Conclusion on Prevailing Party and Costs

In addition to addressing the contractual interpretation issues, the court discussed the implications of its findings on the determination of the prevailing party in the litigation and the award of costs. The court explained that in situations where one party achieves a net monetary recovery but the other party prevails on certain claims, the prevailing party designation could be left to the discretion of the trial court. This principle was particularly relevant in this case, where the outcome of the remand proceedings might alter the financial recovery for Cry Wolf.

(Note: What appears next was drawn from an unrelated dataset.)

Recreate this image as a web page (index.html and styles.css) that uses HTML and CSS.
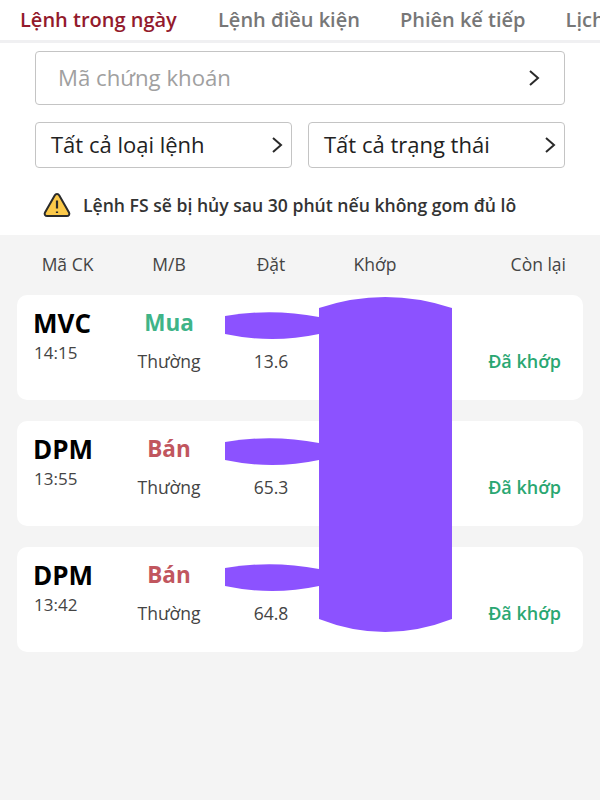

The court expressed that the trial court should consider the overall successes and failures of both parties in the litigation when making its determination about costs. The appellate court's ruling did not preclude the possibility that, depending on the outcome of the remand, Disney could argue for a reevaluation of the prevailing party status based on its victories in certain aspects of the case. Thus, the appellate court made it clear that the issue of who would be deemed the prevailing party remained open for further consideration based on the subsequent proceedings.